_Task requirements_
Scan the entries below. List each line with "code".

_Entries shown_

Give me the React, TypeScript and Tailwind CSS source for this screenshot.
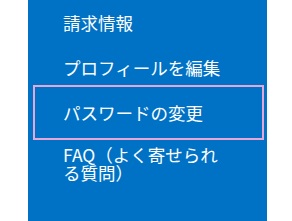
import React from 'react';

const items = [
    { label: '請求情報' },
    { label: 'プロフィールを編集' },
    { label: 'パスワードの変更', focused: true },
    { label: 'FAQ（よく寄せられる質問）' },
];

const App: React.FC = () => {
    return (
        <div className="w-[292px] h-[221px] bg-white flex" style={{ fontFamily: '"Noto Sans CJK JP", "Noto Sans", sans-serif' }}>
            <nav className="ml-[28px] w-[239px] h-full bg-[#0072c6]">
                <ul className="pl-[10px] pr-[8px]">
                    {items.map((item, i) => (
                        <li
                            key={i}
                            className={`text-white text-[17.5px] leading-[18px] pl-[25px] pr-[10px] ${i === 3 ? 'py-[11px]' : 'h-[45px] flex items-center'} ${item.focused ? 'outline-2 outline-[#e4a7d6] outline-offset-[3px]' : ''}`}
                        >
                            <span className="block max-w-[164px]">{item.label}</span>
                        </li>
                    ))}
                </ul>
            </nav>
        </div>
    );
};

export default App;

...

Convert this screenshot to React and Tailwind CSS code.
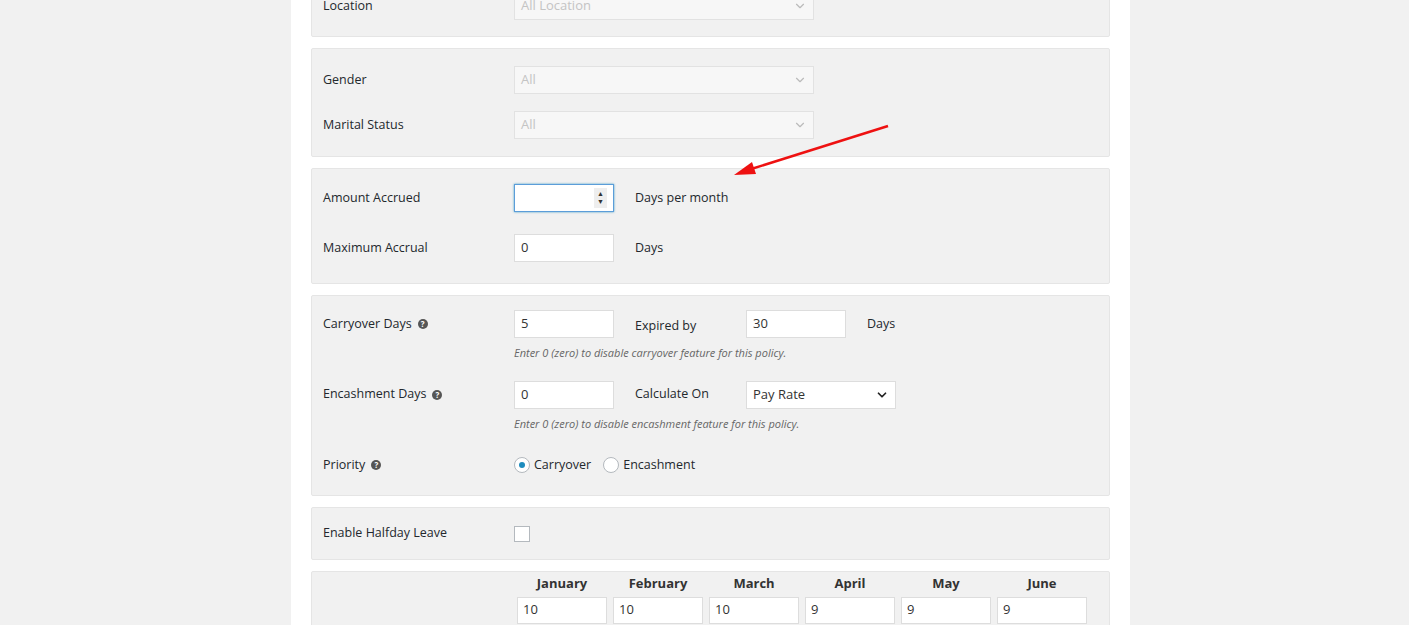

* * *

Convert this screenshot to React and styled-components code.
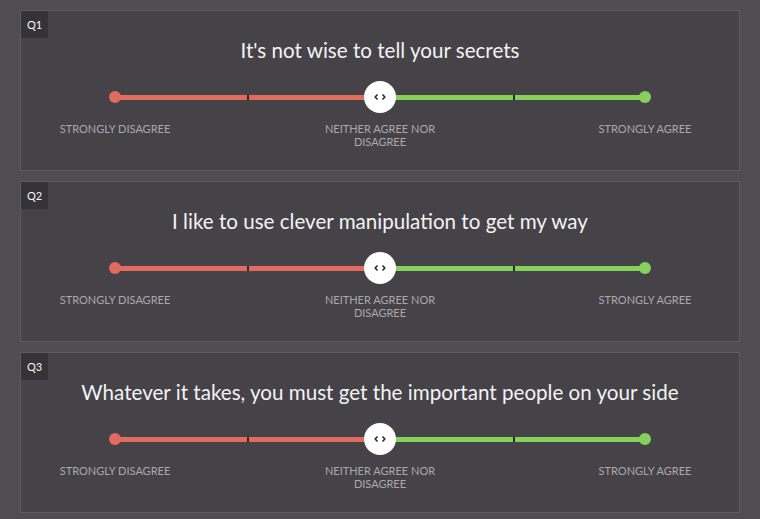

_Result below_
Convert this screenshot to React and Tailwind CSS code.
Convert this screenshot to React and styled-components code.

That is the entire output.